**WHAT YOU SHOULD DO**. Retype only the lines from the one containing "Give me the" through the one containing "string; tag: string;", both included, word for word. Pictures stay out of the copy.

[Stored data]
++++++++++++++++++++

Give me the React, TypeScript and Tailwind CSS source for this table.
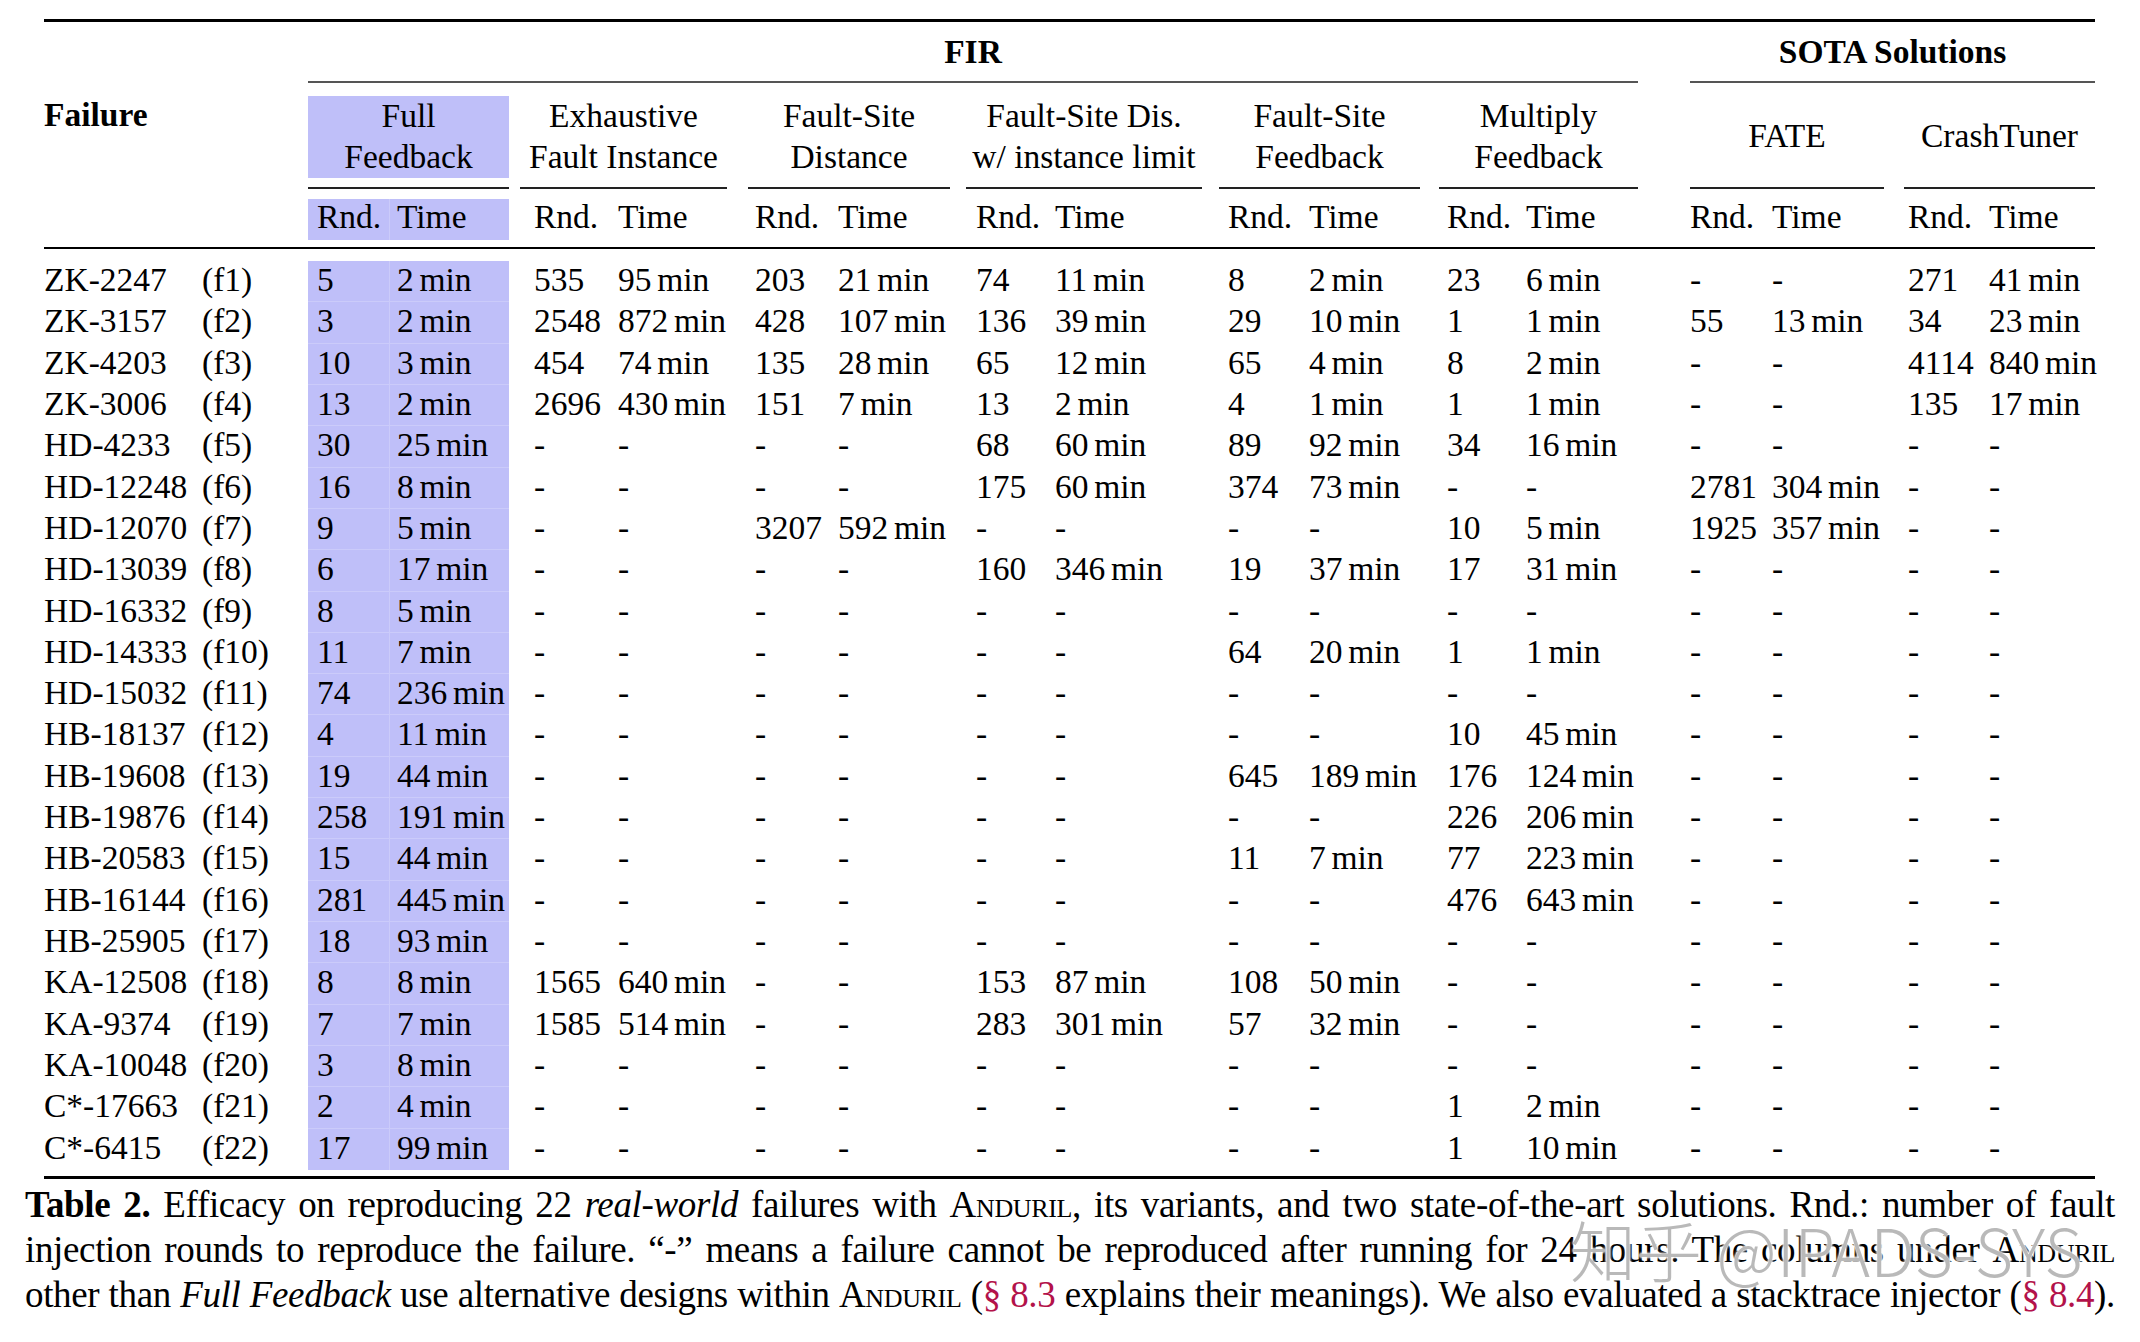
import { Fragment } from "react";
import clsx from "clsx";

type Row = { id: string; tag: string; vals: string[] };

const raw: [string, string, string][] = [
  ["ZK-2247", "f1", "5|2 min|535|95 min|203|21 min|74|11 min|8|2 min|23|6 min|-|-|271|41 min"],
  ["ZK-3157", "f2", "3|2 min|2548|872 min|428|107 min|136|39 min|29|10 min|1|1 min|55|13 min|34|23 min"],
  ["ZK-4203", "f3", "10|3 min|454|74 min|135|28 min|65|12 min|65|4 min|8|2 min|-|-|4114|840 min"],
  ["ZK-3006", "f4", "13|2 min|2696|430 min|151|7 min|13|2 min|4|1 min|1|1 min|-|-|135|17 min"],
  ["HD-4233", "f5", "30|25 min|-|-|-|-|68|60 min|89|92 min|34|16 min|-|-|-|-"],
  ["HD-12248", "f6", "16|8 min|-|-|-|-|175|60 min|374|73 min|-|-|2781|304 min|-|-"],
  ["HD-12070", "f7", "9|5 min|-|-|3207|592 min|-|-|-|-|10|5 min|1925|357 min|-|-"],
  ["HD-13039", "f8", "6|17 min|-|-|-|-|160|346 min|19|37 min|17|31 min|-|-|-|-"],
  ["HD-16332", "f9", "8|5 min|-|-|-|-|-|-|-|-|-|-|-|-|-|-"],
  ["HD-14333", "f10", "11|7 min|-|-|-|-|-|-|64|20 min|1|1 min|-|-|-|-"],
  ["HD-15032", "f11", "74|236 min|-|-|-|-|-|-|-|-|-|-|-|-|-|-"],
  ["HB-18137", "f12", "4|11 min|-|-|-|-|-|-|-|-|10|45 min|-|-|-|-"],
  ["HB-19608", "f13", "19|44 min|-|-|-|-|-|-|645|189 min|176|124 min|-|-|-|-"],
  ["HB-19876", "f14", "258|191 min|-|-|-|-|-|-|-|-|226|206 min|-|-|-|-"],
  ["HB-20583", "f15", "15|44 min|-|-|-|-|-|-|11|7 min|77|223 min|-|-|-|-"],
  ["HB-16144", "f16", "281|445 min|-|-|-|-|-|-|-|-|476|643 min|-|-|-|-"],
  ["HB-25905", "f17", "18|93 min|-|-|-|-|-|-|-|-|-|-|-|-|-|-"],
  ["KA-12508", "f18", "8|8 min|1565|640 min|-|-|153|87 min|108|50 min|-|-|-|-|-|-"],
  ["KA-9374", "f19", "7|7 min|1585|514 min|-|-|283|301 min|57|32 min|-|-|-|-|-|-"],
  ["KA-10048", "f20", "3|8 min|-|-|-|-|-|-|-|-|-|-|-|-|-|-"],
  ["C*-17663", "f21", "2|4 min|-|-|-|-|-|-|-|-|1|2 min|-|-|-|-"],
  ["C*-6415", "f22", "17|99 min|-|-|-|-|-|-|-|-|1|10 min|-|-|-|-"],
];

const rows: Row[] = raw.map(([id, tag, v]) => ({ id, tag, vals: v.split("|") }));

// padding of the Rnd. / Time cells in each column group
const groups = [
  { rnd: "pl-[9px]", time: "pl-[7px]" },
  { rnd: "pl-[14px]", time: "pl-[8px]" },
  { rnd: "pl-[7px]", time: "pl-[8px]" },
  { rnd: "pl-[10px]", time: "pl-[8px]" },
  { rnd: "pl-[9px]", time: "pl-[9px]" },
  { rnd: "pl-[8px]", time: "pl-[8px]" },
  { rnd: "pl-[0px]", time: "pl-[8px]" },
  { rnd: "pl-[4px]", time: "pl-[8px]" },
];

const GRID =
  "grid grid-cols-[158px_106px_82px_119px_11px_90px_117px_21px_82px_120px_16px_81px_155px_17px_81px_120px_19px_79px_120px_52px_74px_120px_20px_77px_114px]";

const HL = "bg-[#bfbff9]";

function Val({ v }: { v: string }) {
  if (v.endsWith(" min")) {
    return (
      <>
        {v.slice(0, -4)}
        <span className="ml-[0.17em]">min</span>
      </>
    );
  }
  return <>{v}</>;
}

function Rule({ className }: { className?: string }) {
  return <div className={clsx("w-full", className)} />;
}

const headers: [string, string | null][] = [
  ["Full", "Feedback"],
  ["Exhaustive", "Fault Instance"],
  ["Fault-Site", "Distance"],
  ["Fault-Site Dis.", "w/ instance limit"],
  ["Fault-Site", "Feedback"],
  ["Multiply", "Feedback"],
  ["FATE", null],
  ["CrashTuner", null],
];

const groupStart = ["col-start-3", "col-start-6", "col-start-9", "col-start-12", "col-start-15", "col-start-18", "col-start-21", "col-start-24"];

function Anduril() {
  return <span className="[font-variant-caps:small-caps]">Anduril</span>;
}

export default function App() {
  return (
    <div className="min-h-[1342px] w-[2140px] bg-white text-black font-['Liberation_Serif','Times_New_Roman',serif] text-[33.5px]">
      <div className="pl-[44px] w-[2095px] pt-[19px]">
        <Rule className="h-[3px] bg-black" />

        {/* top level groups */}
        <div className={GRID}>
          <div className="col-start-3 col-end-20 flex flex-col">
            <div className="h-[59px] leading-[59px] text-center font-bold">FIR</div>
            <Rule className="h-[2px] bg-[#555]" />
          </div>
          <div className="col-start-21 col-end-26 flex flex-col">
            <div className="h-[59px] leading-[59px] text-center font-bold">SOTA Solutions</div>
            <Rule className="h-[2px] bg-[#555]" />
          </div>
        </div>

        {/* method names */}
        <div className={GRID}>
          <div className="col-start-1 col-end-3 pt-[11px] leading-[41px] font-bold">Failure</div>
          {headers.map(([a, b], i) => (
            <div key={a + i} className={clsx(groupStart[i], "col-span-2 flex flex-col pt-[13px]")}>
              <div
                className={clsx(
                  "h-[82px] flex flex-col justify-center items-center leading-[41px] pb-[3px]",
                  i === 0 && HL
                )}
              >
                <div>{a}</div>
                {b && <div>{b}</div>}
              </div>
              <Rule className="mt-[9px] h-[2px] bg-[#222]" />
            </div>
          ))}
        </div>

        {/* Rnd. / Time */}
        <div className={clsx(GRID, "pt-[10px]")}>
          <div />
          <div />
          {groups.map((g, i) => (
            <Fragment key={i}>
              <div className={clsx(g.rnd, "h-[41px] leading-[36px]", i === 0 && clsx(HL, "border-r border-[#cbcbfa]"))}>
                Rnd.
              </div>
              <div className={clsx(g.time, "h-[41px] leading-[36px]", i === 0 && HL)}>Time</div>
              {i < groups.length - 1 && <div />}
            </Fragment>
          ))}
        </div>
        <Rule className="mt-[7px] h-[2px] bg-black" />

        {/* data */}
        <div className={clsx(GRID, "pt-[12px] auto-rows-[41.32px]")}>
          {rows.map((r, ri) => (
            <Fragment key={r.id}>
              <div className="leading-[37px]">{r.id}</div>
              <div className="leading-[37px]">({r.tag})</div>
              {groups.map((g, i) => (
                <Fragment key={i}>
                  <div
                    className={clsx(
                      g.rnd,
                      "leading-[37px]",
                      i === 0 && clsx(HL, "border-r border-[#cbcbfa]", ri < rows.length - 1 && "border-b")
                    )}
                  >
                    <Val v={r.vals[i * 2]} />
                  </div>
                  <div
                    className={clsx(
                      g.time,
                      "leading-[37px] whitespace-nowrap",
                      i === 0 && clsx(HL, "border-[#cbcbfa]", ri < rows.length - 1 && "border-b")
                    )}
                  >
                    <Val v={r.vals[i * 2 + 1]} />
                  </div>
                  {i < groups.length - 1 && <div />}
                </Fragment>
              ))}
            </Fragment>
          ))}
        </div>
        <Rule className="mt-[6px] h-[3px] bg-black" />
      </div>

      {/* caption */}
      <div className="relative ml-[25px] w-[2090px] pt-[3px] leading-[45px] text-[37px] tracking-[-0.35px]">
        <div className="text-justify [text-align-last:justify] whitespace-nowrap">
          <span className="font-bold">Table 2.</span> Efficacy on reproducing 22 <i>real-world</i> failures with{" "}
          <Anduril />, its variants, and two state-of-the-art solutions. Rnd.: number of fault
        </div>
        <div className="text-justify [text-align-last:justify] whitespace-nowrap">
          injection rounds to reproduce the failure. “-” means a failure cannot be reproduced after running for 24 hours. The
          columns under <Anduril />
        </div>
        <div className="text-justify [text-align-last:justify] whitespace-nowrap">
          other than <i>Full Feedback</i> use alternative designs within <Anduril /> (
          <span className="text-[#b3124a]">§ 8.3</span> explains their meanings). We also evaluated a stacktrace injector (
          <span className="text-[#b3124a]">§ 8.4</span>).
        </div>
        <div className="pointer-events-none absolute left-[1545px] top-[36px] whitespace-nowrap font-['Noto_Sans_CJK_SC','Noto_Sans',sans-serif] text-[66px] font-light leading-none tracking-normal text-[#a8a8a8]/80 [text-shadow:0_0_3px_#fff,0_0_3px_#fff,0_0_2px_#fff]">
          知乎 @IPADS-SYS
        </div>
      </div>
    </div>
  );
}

++++++++++++++++++++

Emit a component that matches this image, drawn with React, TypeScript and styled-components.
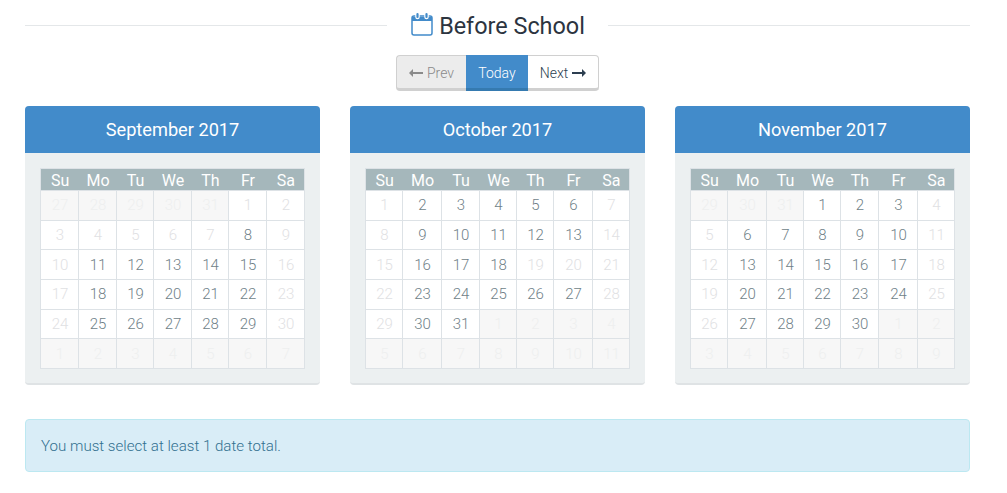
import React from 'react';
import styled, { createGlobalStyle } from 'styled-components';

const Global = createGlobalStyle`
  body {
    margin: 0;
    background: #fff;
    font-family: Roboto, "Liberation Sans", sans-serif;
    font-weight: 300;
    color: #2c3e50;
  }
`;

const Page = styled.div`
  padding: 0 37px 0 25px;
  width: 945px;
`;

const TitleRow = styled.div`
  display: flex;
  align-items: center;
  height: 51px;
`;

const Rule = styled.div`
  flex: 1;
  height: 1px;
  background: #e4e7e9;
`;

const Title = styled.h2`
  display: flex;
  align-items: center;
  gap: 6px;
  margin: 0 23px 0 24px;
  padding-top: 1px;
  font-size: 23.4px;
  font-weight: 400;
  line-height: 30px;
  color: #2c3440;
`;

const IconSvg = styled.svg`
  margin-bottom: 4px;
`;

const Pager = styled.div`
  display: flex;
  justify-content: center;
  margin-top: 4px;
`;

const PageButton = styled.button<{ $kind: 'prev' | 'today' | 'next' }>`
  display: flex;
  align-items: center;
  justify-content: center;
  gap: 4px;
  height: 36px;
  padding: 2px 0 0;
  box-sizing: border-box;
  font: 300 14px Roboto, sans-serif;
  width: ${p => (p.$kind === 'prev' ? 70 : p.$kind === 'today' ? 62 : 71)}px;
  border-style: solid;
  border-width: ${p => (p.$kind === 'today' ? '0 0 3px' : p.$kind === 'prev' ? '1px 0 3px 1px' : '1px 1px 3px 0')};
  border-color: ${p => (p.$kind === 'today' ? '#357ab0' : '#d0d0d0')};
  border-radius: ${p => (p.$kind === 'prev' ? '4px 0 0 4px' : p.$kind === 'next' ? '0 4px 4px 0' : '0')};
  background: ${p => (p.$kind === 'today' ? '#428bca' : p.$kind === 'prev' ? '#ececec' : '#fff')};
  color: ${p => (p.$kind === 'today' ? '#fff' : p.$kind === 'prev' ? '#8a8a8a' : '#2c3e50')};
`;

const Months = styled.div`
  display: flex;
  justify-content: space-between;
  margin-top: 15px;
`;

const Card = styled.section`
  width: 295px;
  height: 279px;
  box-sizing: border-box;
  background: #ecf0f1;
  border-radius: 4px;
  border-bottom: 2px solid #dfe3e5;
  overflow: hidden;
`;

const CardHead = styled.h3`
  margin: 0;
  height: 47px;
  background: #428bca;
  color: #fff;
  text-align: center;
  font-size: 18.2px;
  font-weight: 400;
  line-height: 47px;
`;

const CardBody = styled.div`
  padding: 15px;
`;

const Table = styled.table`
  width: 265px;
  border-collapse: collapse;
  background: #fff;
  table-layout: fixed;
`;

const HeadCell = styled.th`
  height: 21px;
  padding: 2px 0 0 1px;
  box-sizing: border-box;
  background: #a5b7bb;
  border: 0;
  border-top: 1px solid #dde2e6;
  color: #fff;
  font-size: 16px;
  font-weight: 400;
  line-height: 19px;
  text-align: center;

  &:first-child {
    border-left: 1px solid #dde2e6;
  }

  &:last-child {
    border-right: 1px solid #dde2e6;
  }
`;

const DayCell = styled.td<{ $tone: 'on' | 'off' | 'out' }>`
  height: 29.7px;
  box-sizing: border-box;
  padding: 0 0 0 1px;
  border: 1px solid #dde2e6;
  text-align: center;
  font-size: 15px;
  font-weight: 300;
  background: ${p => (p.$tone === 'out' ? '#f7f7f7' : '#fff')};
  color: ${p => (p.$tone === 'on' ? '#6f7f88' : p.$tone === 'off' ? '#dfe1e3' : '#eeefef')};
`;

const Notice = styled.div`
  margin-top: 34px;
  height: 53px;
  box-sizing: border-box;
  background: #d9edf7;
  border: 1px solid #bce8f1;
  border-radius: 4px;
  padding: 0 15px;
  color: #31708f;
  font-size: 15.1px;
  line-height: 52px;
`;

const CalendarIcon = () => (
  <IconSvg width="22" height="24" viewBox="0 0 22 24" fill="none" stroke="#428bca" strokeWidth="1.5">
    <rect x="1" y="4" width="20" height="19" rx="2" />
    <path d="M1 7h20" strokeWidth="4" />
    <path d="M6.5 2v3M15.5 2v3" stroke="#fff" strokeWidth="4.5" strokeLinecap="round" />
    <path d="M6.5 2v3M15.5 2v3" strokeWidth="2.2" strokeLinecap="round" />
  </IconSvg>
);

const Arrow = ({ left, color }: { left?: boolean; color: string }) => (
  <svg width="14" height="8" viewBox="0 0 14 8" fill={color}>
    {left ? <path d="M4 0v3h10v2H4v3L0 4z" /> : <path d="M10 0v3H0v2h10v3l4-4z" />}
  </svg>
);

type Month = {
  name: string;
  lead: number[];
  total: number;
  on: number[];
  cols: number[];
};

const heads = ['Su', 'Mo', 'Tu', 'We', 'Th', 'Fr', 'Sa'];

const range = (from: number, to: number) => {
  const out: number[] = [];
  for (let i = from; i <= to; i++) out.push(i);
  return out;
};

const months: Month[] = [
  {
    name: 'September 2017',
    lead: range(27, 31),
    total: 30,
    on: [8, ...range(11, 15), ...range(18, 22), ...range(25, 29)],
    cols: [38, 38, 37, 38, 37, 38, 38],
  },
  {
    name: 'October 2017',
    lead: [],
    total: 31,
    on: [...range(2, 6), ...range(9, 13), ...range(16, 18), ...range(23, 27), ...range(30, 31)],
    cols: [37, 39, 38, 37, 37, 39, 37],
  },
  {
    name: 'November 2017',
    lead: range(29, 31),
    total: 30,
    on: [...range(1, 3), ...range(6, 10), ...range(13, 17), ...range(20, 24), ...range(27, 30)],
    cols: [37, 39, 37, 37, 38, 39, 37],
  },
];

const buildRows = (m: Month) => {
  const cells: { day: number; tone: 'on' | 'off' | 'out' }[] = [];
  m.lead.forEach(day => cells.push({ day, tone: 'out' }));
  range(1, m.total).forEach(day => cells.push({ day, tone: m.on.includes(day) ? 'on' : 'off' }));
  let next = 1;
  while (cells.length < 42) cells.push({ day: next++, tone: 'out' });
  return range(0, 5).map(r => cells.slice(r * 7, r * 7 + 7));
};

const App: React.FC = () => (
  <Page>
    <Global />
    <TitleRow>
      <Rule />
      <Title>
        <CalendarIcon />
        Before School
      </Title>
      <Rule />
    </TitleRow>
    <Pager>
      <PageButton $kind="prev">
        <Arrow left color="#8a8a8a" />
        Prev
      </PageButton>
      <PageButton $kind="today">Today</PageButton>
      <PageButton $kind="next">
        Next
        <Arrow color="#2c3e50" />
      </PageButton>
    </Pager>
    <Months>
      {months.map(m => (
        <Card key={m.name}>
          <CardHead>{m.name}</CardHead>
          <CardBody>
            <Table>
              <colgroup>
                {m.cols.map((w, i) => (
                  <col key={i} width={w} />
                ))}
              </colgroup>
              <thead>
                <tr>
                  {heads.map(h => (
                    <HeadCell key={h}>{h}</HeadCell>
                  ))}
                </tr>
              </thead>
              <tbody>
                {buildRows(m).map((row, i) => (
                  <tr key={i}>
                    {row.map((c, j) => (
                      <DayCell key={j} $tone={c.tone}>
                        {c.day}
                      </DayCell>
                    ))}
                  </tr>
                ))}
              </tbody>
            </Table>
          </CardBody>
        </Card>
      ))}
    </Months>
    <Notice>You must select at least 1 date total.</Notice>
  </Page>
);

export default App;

++++++++++++++++++++

**RESPONSE TO THE TASK**.
Give me the React, TypeScript and Tailwind CSS source for this table.
import { Fragment } from "react";
import clsx from "clsx";

type Row = { id: string; tag: string; vals: string[] };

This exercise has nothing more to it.